In El Paso, Corbett had a similar reaction. “The new policies have some good elements, definitely: there are opportunities that some people will be able to access,” he says. “But I’m worried that [Biden] is returning the previous administration’s embrace of Title 42 as a deterrence mechanism, as a border management tool, and that’s really bad.” 

Across the political spectrum, almost everyone agrees that fixing the U.S.’s broken immigration system will require a major act from Congress and a thorough overhaul of laws politicians have not managed to significantly change in decades. Any individual president has limited powers to address the burgeoning crisis. But Corbett says that Biden could take steps to reduce the strain on cities such as El Paso without imposing new restrictions on immigration, just as the president did when rolling back the MPP. Federal, state, and local governments once again could work in close coordination with nonprofits to help asylum-seekers swiftly travel elsewhere in the country’s interior, where most of them have family members or sponsors ready to assist them. “I hope that in El Paso the president sees a community that has been involved in the work of welcoming the vulnerable for decades,” Corbett says. “And this is something that we shouldn’t be afraid of.” 

It remains to be seen whether Biden’s new policies targeting Cubans, Haitians, and Nicaraguans will have the desired effect of slowing rates of border crossings.

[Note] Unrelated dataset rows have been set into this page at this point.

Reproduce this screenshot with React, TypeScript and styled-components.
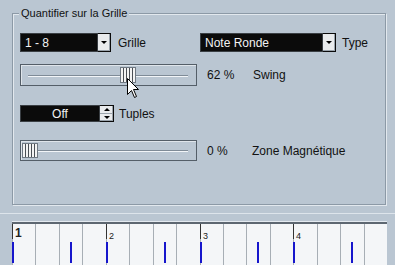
import styled, { createGlobalStyle } from "styled-components";

const GlobalStyle = createGlobalStyle`
  html, body { margin: 0; padding: 0; }
  body {
    background: #bac6d2;
    font-family: "Liberation Sans", Arial, sans-serif;
    font-size: 12px;
    color: #111;
  }
`;

const BEAT = 375 / 16;
const EIGHTH = BEAT * 2;
const SWING = 11;

const Page = styled.div`
  position: relative;
  width: 395px;
  height: 265px;
  overflow: hidden;
  display: flex;
  flex-direction: column;
`;

const Group = styled.div`
  position: relative;
  margin: 13px 0 0 12px;
  width: 374px;
  height: 192px;
  flex: none;
  box-sizing: border-box;
  border: 1px solid #8c99a6;
  box-shadow: inset 1px 1px 0 #e2e8ee, 1px 1px 0 #e2e8ee;
  padding: 19px 0 0 7px;
  display: flex;
  flex-direction: column;
`;

const Legend = styled.span`
  position: absolute;
  top: -8px;
  left: 6px;
  padding: 0 2px;
  font-size: 11px;
  line-height: 14px;
  background: #bac6d2;
`;

const Row = styled.div<{ $top?: number }>`
  display: flex;
  align-items: center;
  margin-top: ${(p) => p.$top ?? 0}px;
`;

const Cell = styled.div<{ $width?: number }>`
  display: flex;
  align-items: center;
  width: ${(p) => (p.$width ? `${p.$width}px` : "auto")};
`;

const Label = styled.span<{ $gap?: number }>`
  margin-left: ${(p) => p.$gap ?? 7}px;
  white-space: nowrap;
`;

const Value = styled.span`
  width: 46px;
  margin-left: 10px;
`;

const Field = styled.div<{ $width: number; $center?: boolean }>`
  display: flex;
  align-items: center;
  justify-content: ${(p) => (p.$center ? "center" : "flex-start")};
  width: ${(p) => p.$width}px;
  height: 100%;
  box-sizing: border-box;
  padding-left: ${(p) => (p.$center ? 0 : 4)}px;
  background: #0b0b0b;
  color: #f2f2f2;
  border: 1px solid #3a3f44;
`;

const Combo = styled.div<{ $height: number }>`
  display: flex;
  align-items: stretch;
  height: ${(p) => p.$height}px;
`;

const DropButton = styled.div`
  width: 12px;
  display: flex;
  align-items: center;
  justify-content: center;
  background: #e9ebed;
  border: 1px solid #0b0b0b;
  border-left: none;
  box-shadow: inset -1px -1px 0 #9aa3ac;
  &::after {
    content: "";
    border-left: 3px solid transparent;
    border-right: 3px solid transparent;
    border-top: 3px solid #000;
  }
`;

const SpinStack = styled.div`
  width: 13px;
  display: flex;
  flex-direction: column;
  border: 1px solid #0b0b0b;
  border-left: none;
`;

const SpinHalf = styled.div<{ $up?: boolean }>`
  flex: 1;
  display: flex;
  align-items: center;
  justify-content: center;
  background: #e9ebed;
  box-shadow: inset -1px -1px 0 #9aa3ac;
  &::after {
    content: "";
    border-left: 3px solid transparent;
    border-right: 3px solid transparent;
    ${(p) => (p.$up ? "border-bottom: 3px solid #000;" : "border-top: 3px solid #000;")}
  }
`;

const SliderFrame = styled.div<{ $height: number }>`
  position: relative;
  width: 177px;
  height: ${(p) => p.$height}px;
  box-sizing: border-box;
  border: 1px solid #545e68;
  box-shadow: inset 1px 1px 0 #dfe5eb;
  display: flex;
  align-items: center;
  padding: 0 8px 0 7px;
`;

const Track = styled.div`
  flex: 1;
  height: 1px;
  background: #7f8b97;
  box-shadow: 0 1px 0 #f2f5f8;
`;

const Thumb = styled.div`
  position: absolute;
  top: 2px;
  bottom: 2px;
  width: 16px;
  box-sizing: border-box;
  border: 1px solid #6f7882;
  background: repeating-linear-gradient(
    90deg,
    #f4f4f4 0px,
    #f4f4f4 2px,
    #4a4f55 2px,
    #4a4f55 3px
  );
`;

const Divider = styled.div`
  margin-top: 8px;
  height: 1px;
  flex: none;
  background: #dde4eb;
`;

const Ruler = styled.div`
  position: relative;
  margin: 8px 0 0 12px;
  width: 375px;
  flex: 1;
  background: #f4f6f8;
  border-top: 2px solid #5d6771;
  box-shadow: 0 -1px 0 #e4eaf0;
`;

const BeatLine = styled.div<{ $bar: boolean }>`
  position: absolute;
  top: 0;
  bottom: 0;
  width: 1px;
  background: ${(p) => (p.$bar ? "linear-gradient(#333 0 15px, #a7aeb5 15px)" : "#a7aeb5")};
`;

const BarNumber = styled.span<{ $first: boolean }>`
  position: absolute;
  top: ${(p) => (p.$first ? 2 : 7)}px;
  font-size: ${(p) => (p.$first ? 12 : 9)}px;
  font-weight: ${(p) => (p.$first ? "bold" : "normal")};
  color: #222;
`;

const Tick = styled.div`
  position: absolute;
  top: 18px;
  height: 21px;
  width: 2px;
  background: #1616cc;
`;

const Cursor = styled.svg`
  position: absolute;
  left: 127px;
  top: 78px;
`;

function Slider({ value, height }: { value: number; height: number }) {
  const left = 1 + (value / 100) * 158;
  return (
    <SliderFrame $height={height}>
      <Track />
      <Thumb style={{ left }} />
    </SliderFrame>
  );
}

export default function App() {
  const beats = Array.from({ length: 16 }, (_, i) => i);
  const ticks = Array.from({ length: 8 }, (_, k) => Math.round(k * EIGHTH + (k % 2 ? SWING : 0)));

  return (
    <Page>
      <GlobalStyle />
      <Group>
        <Legend>Quantifier sur la Grille</Legend>
        <Row>
          <Cell $width={180}>
            <Combo $height={19}>
              <Field $width={78}>1 - 8</Field>
              <DropButton />
            </Combo>
            <Label>Grille</Label>
          </Cell>
          <Cell>
            <Combo $height={19}>
              <Field $width={123}>Note Ronde</Field>
              <DropButton />
            </Combo>
            <Label $gap={6}>Type</Label>
          </Cell>
        </Row>
        <Row $top={12}>
          <Slider value={62} height={22} />
          <Value>62 %</Value>
          <Label $gap={0}>Swing</Label>
        </Row>
        <Row $top={19}>
          <Combo $height={17}>
            <Field $width={80} $center>
              Off
            </Field>
            <SpinStack>
              <SpinHalf $up />
              <SpinHalf />
            </SpinStack>
          </Combo>
          <Label $gap={5}>Tuples</Label>
        </Row>
        <Row $top={18}>
          <Slider value={0} height={21} />
          <Value>0 %</Value>
          <Label $gap={-1}>Zone Magnétique</Label>
        </Row>
      </Group>
      <Divider />
      <Ruler>
        {beats.map((i) => (
          <BeatLine key={i} $bar={i % 4 === 0} style={{ left: Math.round(i * BEAT) }} />
        ))}
        {[0, 1, 2, 3].map((b) => (
          <BarNumber key={b} $first={b === 0} style={{ left: Math.round(b * 4 * BEAT) + 3 }}>
            {b + 1}
          </BarNumber>
        ))}
        {ticks.map((x, i) => (
          <Tick key={i} style={{ left: x }} />
        ))}
      </Ruler>
      <Cursor width="13" height="21" viewBox="0 0 13 21">
        <path d="M0.5 0.5 L0.5 16.5 L4.5 12.5 L7.5 19.5 L9.5 18.5 L6.5 11.5 L11.5 11.5 Z" fill="#fff" stroke="#000" strokeWidth="1" />
      </Cursor>
    </Page>
  );
}
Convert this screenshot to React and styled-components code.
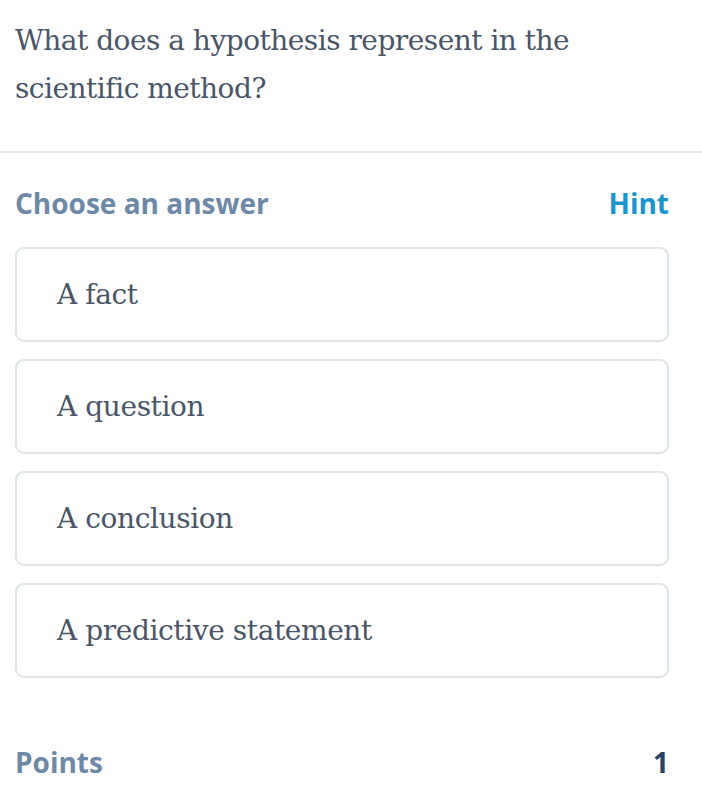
import React from "react";
import styled, { createGlobalStyle } from "styled-components";

const Global = createGlobalStyle`
  html, body { margin: 0; padding: 0; background: #fff; }
  * { box-sizing: border-box; }
`;

const Page = styled.div`
  width: 702px;
  display: flex;
  flex-direction: column;
`;

const Question = styled.h1`
  margin: 0;
  padding: 17px 15px 0;
  height: 153px;
  font-family: "DejaVu Serif", "Liberation Serif", serif;
  font-weight: 400;
  font-size: 28px;
  line-height: 48px;
  color: #4a5668;
  letter-spacing: -0.5px;
  border-bottom: 2px solid #e6ebee;
`;

const Body = styled.div`
  padding: 0 33px 0 15px;
  display: flex;
  flex-direction: column;
`;

const HeaderRow = styled.div`
  display: flex;
  justify-content: space-between;
  align-items: center;
  height: 94px;
  padding-top: 6px;
`;

const Label = styled.span`
  font-family: "Open Sans", sans-serif;
  font-weight: 700;
  font-size: 28px;
  color: ${(p) => p.$color || "#6e89a7"};
`;

const Options = styled.div`
  display: flex;
  flex-direction: column;
  gap: 17px;
`;

const Option = styled.button`
  height: 95px;
  flex: 0 0 95px;
  width: 100%;
  border: 2px solid #dfe5e9;
  border-radius: 9px;
  background: #fff;
  text-align: left;
  padding: 0 0 0 40px;
  display: flex;
  align-items: center;
  font-family: "DejaVu Serif", "Liberation Serif", serif;
  font-size: 28px;
  color: #4a5668;
  letter-spacing: -0.4px;
  cursor: pointer;
`;

const Footer = styled.div`
  display: flex;
  justify-content: space-between;
  align-items: center;
  margin-top: 64px;
  height: 40px;
`;

const answers = ["A fact", "A question", "A conclusion", "A predictive statement"];

export default function App() {
  return (
    <Page>
      <Global />
      <Question>What does a hypothesis represent in the scientific method?</Question>
      <Body>
        <HeaderRow>
          <Label>Choose an answer</Label>
          <Label $color="#1b95d0">Hint</Label>
        </HeaderRow>
        <Options>
          {answers.map((a) => (
            <Option key={a}>{a}</Option>
          ))}
        </Options>
        <Footer>
          <Label>Points</Label>
          <Label $color="#2a4365">1</Label>
        </Footer>
      </Body>
    </Page>
  );
}
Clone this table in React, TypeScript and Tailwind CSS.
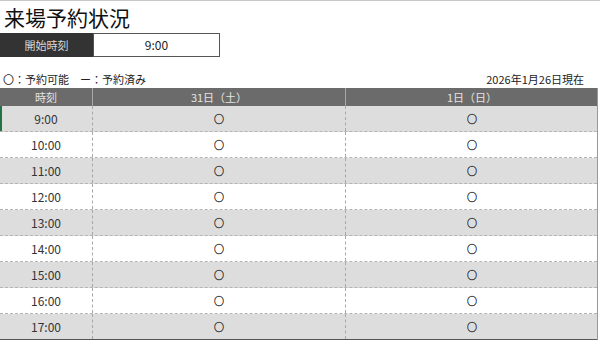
const font = { fontFamily: '"Noto Sans CJK JP", "Noto Sans", sans-serif' };

const times = ["9:00", "10:00", "11:00", "12:00", "13:00", "14:00", "15:00", "16:00", "17:00"];

export default function App() {
  return (
    <div
      className="w-[600px] h-[341px] bg-white text-[#222] overflow-hidden border-t border-[#c8c8c8]"
      style={font}
    >
      <h1 className="h-[32px] pl-[4px] text-[21px] leading-[32px] text-[#111]">来場予約状況</h1>

      <div className="flex h-[24px]">
        <div className="w-[93px] bg-[#333333] text-[#d8d8d8] text-[11px] flex items-center justify-center">
          開始時刻
        </div>
        <div className="w-[127px] border border-[#555] bg-white text-[12px] flex items-center justify-center">
          9:00
        </div>
      </div>

      <div className="w-[598px] h-[31px] flex items-end justify-between pl-[3px] pr-[14px] pb-[1px] text-[11px] leading-[16px]">
        <span>〇：予約可能　ー：予約済み</span>
        <span>2026年1月26日現在</span>
      </div>

      <div className="w-[598px] border-r border-[#999]">
        <div className="grid grid-cols-[93px_253px_252px] h-[18px] bg-[#6b6b6b] text-[#e4e4e4] text-[11px]">
          <div className="flex items-center justify-center border-r border-[#a8a8a8]">時刻</div>
          <div className="flex items-center justify-center border-r border-[#a8a8a8]">31日（土）</div>
          <div className="flex items-center justify-center">1日（日）</div>
        </div>

        {times.map((t, i) => (
          <div
            key={t}
            className={`grid grid-cols-[93px_253px_252px] h-[26px] text-[12px] text-[#333] ${
              i % 2 === 0 ? "bg-[#dddddd]" : "bg-white"
            } ${i === times.length - 1 ? "border-b border-[#555]" : "border-b border-dashed border-[#b4b4b4]"}`}
          >
            <div
              className={`flex items-center justify-center border-r border-dashed border-[#a8a8a8] ${
                i === 0 ? "shadow-[inset_2px_0_0_#217346]" : ""
              }`}
            >
              {t}
            </div>
            <div className="flex items-center justify-center border-r border-dashed border-[#a8a8a8] text-[10px] text-[#333] [-webkit-text-stroke:0.35px_#333]">
              ○
            </div>
            <div className="flex items-center justify-center text-[10px] text-[#333] [-webkit-text-stroke:0.35px_#333]">
              ○
            </div>
          </div>
        ))}
      </div>
    </div>
  );
}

The parole program Biden created, which will only allow a maximum of 30,000 asylum-seekers to apply for relief from their home countries, would aid only a tiny fraction of those trying to leave. Tens of thousands of asylum-seekers are already in northern Mexico waiting to cross, and thousands more are already making the journey northward. And once asylum-seekers and migrants arrive on the border and do learn of Biden’s new policies, there’s reason to believe that won’t stop many from crossing, but rather will encourage them to do so irregularly and not present themselves to Border Patrol for asylum. 

Corbett says the strongest evidence that the administration’s deterrence-based policies won’t work is the number of Venezuelans sleeping on the streets in El Paso right now. In October, Biden announced a Title 42 expansion targeting Venezuelans specifically. It opened the option for a limited number of Venezuelans to apply for asylum in their home countries, but subjected them to expulsion if they tried to cross the border.  When distributing fact sheets in support of its newest policy, which expands analogous programs to Cuba, Haiti, and Nicaragua, the White House said that its Venezuela program had been a success: the number of Venezuelans crossing the border and surrendering to Border Patrol to plead asylum has dropped significantly, according to the administration’s numbers. 

In El Paso’s downtown, however, Venezuelans are everywhere. Unable to ask for asylum, they’ve simply crossed without surrendering themselves to Border Patrol and are now living undocumented in the U.S. It’s extremely difficult to travel northward from El Paso without crossing CBP checkpoints along the roads, so they are filling shelters and sleeping on the streets. The next few weeks will reveal whether Biden’s deterrence policies will help El Paso—or simply see Nicaraguans, Haitians, and Cubans join these Venezuelans.